The ordinance regulates the location of sexually oriented businesses. Such businesses may not locate within 1500 feet of a church, an elementary or secondary school, a boundary of a residential or landmark district, a public park, a property line of a lot devoted to residential use, or another sexually oriented business. See § 20-126(a) and (b). Any sexually oriented business that is operating in violation of the zoning provisions at the time of the ordinance’s enactment is deemed a nonconforming use. See § 20-126(f). The ordinance contains an “amortization” provision that permits the nonconforming use to continue for not more than one year. Id. The District Court held that this “amortization” provision was contrary to both Tennessee law and the city charter. Section 156 of the city charter, codified in chapter 165 of the Private Acts of 1921, provides:

The lawful use of a premises existing at the time of adoption of an ordinance under the provisions of this Act, although such use does not conform to the provisions of such ordinance, may be continued; but if such nonconforming use is discontinued, any future use of said premises shall be in conformity with provisions of ordinances and regulations adopted under the authority of this Act.

Section 13-7-208(b) of the Tennessee Code also provides that in the event of a change in. zoning restrictions:

any industrial, commercial or business establishment in operation, permitted to operate under zoning regulations or exceptions thereto prior to the zoning change shall be allowed to continue in operation and be permitted; provided, that no change in the use of the land is undertaken by such industry or business.

This provision applies to municipal zoning insofar as it is consistent with the relevant municipal (private) act. See Tenn.Code Ann. § 13-7-210. The District Court concluded that the city charter and state law were consistent, and that the amortization provision was in violation of both.

Defendants argue that the “may be continued” language in the city charter refers to the city’s authority to allow nonconforming uses to continue, and does not give an entity engaged in a nonconforming use the right to continue the nonconforming use. Because section 18-7-208 of the Tennessee Code was not intended to preempt inconsistent municipal zoning, defendants reason that the city charter alone applies. Defendants, however, fail to provide any support for their novel reading of the city charter. Indeed, defendants point to sections of the city’s zoning code that only confirm the District Court’s interpretation of the city charter.7 The District Court’s grant of summary judgment, therefore, is affirmed.

III. Conclusion

Accordingly, the District Court’s judgment is AFFIRMED in part, REVERSED in part, and VACATED in part. We remand for further proceedings consistent with this opinion.

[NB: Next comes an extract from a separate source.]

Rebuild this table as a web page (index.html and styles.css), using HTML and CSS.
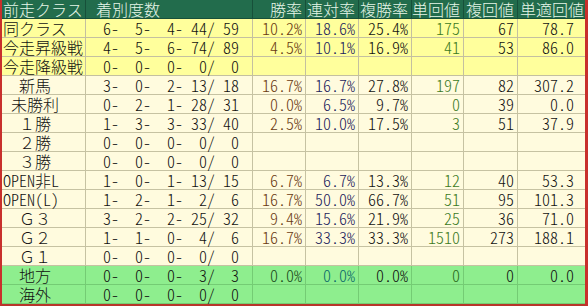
FILE: index.html
```html
<!DOCTYPE html>
<html lang="ja">
<head>
<meta charset="utf-8">
<title>前走クラス</title>
<link rel="stylesheet" href="styles.css">
</head>
<body>
<div class="frame">
<table class="stats">
<colgroup>
<col class="c1"><col class="c2"><col class="c3"><col class="c4"><col class="c5"><col class="c6"><col class="c7"><col class="c8">
</colgroup>
<thead>
<tr>
<th class="lbl">前走クラス</th><th class="deg">着別度数</th><th>勝率</th><th>連対率</th><th>複勝率</th><th>単回値</th><th>複回値</th><th class="last">単適回値</th>
</tr>
</thead>
<tbody>
<tr class="yel"><td class="lbl">同クラス</td><td class="deg"><span class="f">6-</span><span class="f">5-</span><span class="f">4-</span><span class="f">44/</span><span class="g">59</span></td><td class="win">10.2%</td><td class="ren">18.6%</td><td>25.4%</td><td class="tan">175</td><td>67</td><td class="last">78.7</td></tr>
<tr class="yel"><td class="lbl">今走昇級戦</td><td class="deg"><span class="f">4-</span><span class="f">5-</span><span class="f">6-</span><span class="f">74/</span><span class="g">89</span></td><td class="win">4.5%</td><td class="ren">10.1%</td><td>16.9%</td><td class="tan">41</td><td>53</td><td class="last">86.0</td></tr>
<tr class="yel"><td class="lbl">今走降級戦</td><td class="deg"><span class="f">0-</span><span class="f">0-</span><span class="f">0-</span><span class="f">0/</span><span class="g">0</span></td><td></td><td></td><td></td><td></td><td></td><td class="last"></td></tr>
<tr><td class="lbl ind2">新馬</td><td class="deg"><span class="f">3-</span><span class="f">0-</span><span class="f">2-</span><span class="f">13/</span><span class="g">18</span></td><td class="win">16.7%</td><td class="ren">16.7%</td><td>27.8%</td><td class="tan">197</td><td>82</td><td class="last">307.2</td></tr>
<tr><td class="lbl ind1">未勝利</td><td class="deg"><span class="f">0-</span><span class="f">2-</span><span class="f">1-</span><span class="f">28/</span><span class="g">31</span></td><td class="win">0.0%</td><td class="ren">6.5%</td><td>9.7%</td><td class="tan">0</td><td>39</td><td class="last">0.0</td></tr>
<tr><td class="lbl ind2">１勝</td><td class="deg"><span class="f">1-</span><span class="f">3-</span><span class="f">3-</span><span class="f">33/</span><span class="g">40</span></td><td class="win">2.5%</td><td class="ren">10.0%</td><td>17.5%</td><td class="tan">3</td><td>51</td><td class="last">37.9</td></tr>
<tr><td class="lbl ind2">２勝</td><td class="deg"><span class="f">0-</span><span class="f">0-</span><span class="f">0-</span><span class="f">0/</span><span class="g">0</span></td><td></td><td></td><td></td><td></td><td></td><td class="last"></td></tr>
<tr><td class="lbl ind2">３勝</td><td class="deg"><span class="f">0-</span><span class="f">0-</span><span class="f">0-</span><span class="f">0/</span><span class="g">0</span></td><td></td><td></td><td></td><td></td><td></td><td class="last"></td></tr>
<tr><td class="lbl half">OPEN非L</td><td class="deg"><span class="f">1-</span><span class="f">0-</span><span class="f">1-</span><span class="f">13/</span><span class="g">15</span></td><td class="win">6.7%</td><td class="ren">6.7%</td><td>13.3%</td><td class="tan">12</td><td>40</td><td class="last">53.3</td></tr>
<tr><td class="lbl half">OPEN(L)</td><td class="deg"><span class="f">1-</span><span class="f">2-</span><span class="f">1-</span><span class="f">2/</span><span class="g">6</span></td><td class="win">16.7%</td><td class="ren">50.0%</td><td>66.7%</td><td class="tan">51</td><td>95</td><td class="last">101.3</td></tr>
<tr><td class="lbl ind2">Ｇ３</td><td class="deg"><span class="f">3-</span><span class="f">2-</span><span class="f">2-</span><span class="f">25/</span><span class="g">32</span></td><td class="win">9.4%</td><td class="ren">15.6%</td><td>21.9%</td><td class="tan">25</td><td>36</td><td class="last">71.0</td></tr>
<tr><td class="lbl ind2">Ｇ２</td><td class="deg"><span class="f">1-</span><span class="f">1-</span><span class="f">0-</span><span class="f">4/</span><span class="g">6</span></td><td class="win">16.7%</td><td class="ren">33.3%</td><td>33.3%</td><td class="tan">1510</td><td>273</td><td class="last">188.1</td></tr>
<tr><td class="lbl ind2">Ｇ１</td><td class="deg"><span class="f">0-</span><span class="f">0-</span><span class="f">0-</span><span class="f">0/</span><span class="g">0</span></td><td></td><td></td><td></td><td></td><td></td><td class="last"></td></tr>
<tr class="grn"><td class="lbl ind2">地方</td><td class="deg"><span class="f">0-</span><span class="f">0-</span><span class="f">0-</span><span class="f">3/</span><span class="g">3</span></td><td class="win">0.0%</td><td class="ren">0.0%</td><td>0.0%</td><td class="tan">0</td><td>0</td><td class="last">0.0</td></tr>
<tr class="grn"><td class="lbl ind2">海外</td><td class="deg"><span class="f">0-</span><span class="f">0-</span><span class="f">0-</span><span class="f">0/</span><span class="g">0</span></td><td></td><td></td><td></td><td></td><td></td><td class="last"></td></tr>
</tbody>
</table>
</div>
</body>
</html>
```

FILE: styles.css
```css
html, body {
  margin: 0;
  padding: 0;
  background: #ffffff;
}

.frame {
  width: 588px;
  height: 306px;
  box-sizing: border-box;
  border-left: 2px solid #c8302c;
  border-right: 3px solid #c8302c;
  border-bottom: 2px solid #b8352a;
  overflow: hidden;
}

.stats {
  table-layout: fixed;
  border-collapse: separate;
  border-spacing: 0;
  width: 583px;
  font-family: "Noto Sans CJK JP", sans-serif;
  font-size: 16px;
  font-weight: 300;
  line-height: 18px;
  color: #111111;
}

.c1 { width: 84px; }
.c2 { width: 167px; }
.c3 { width: 53px; }
.c4 { width: 53px; }
.c5 { width: 53px; }
.c6 { width: 52px; }
.c7 { width: 54px; }
.c8 { width: 67px; }

.stats th,
.stats td {
  box-sizing: border-box;
  height: 19px;
  padding: 0 3px 0 0;
  text-align: right;
  white-space: pre;
  vertical-align: middle;
  font-feature-settings: "hwid" 1;
  border-right: 1px solid #c6c2a2;
  border-bottom: 1px solid #c6c2a2;
  background: #fffbde;
}

.stats th {
  font-weight: 300;
  color: #e6f6e8;
  background: #226c4c;
  border-right-color: #17503a;
  border-bottom-color: #17503a;
}

.stats .last {
  border-right: none;
  padding-right: 11px;
}

.stats th.last {
  padding-right: 1px;
}

.stats .lbl {
  text-align: left;
  padding: 0 0 0 1px;
  font-feature-settings: normal;
}

.stats .lbl.half {
  font-feature-settings: "hwid" 1;
}

.stats .ind1 { padding-left: 9px; }
.stats .ind2 { padding-left: 17px; }

.stats .deg {
  text-align: left;
  padding: 0 0 0 1px;
}

.stats th.deg {
  padding-left: 10px;
}

.f {
  display: inline-block;
  width: 32px;
  text-align: right;
}

.g {
  display: inline-block;
  width: 24px;
  text-align: right;
}

.win { color: #6a3a12; }
.ren { color: #1c1c5c; }
.tan { color: #3c7a1e; }

.yel td {
  background: #ffff9c;
  border-color: #c4c0a0;
}

.grn td {
  background: #8eee8e;
  border-right-color: #74cc74;
  border-bottom-color: #74cc74;
}

.grn .win { color: #1a4a1a; }
.grn .ren { color: #0a6a6a; }
.grn .tan { color: #2a6a1a; }
```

. Plaintiff East Brooks Books, Inc. is a corporation that owns and operates two adult bookstores in the city. Plaintiff Southern Entertainment Management Company, Inc. is a corporation owned by Steve C. Cooper that operates an adult night club in Memphis featuring exotic dancing.

. The ordinance defines a sexually oriented business as "an adult arcade, adult bookstore or adult video store, adult cabaret, adult motel, adult motion picture theater, adult theater, escort agency, nude model studio, or sexual encounter center or [for certain purposes] adult telecommunications business.” See § 20-121(b)(22).

. In addition to the provisions discussed here, the ordinance also contains additional regulations for escort agencies, nude modeling studios, adult theaters, adult motion picture-theaters, and adult hotels. See § 20-128 — § 20-131. These regulations are not at issue in this case.

. Although the Court's opinion was fragmented, six justices agreed that at least the first two requirements in Freedman were applicable.

. The Supreme Court has used two tests to analyze content-neutral regulations. In City of Ren-ton, the Supreme Court, citing Clark v. Community for Creative Non-Violence, 468 U.S. 288, 104 S.Ct. 3065, 82 L.Ed.2d 221 (1984), examined whether the zoning restriction served a substantial government interest, allowed for reasonable alternative means of communication, and was narrowly tailored. See 475 U.S. at 50-52, 106 S.Ct. at 930-31. In Clark, the Supreme Court applied both the above test and the O'Brien test and noted that there was "little, if any” difference between the two. Id. 468 U.S. at 298, 104 S.Ct. at 3071. See also City Council of Los Angeles v. Taxpayers for Vincent, 466 U.S. 789, 804-05, 104 S.Ct. 2118, 2128-29, 80 L.Ed.2d 772 (1984) (analyzing a municipal regulation of signs on public property under O’Brien).

. Disabling factors for issuance of a permit include being underage, overdue in payment of taxes or fines related to the business, failure to provide necessary information or providing false information on the application, failure to pay the permit fee, conviction of certain crimes within a specified time period by permit applicant or spouse, or being in current violation of the ordinance. See § 20 — 122(b)(1) and (b)(3). Disabling factors that constitute grounds for suspension include failure to comply with enumerated sections of the ordinance, excessive use of alcohol on the premises, refusal of inspections, and knowingly permitting gambling on the premises. See § 20-123(a). Grounds for revocation in-' elude: providing false or misleading information on the application, permitting the possession, use or sales of controlled substances on the premises, allowing prostitution on the premises, operating while the permit is suspended, conviction of an enumerated offense, allowing sex on the premises, delinquency in taxes related to the business, or if an employee or independent contractor of the operator has been convicted twice in the past twelve months of committing certain enumerated crimes on the premises. See § 123(b).

. Section 30 of the City zoning code states that nonconforming uses are allowed to continue, subject to certain constraints such as prohibitions on expanding.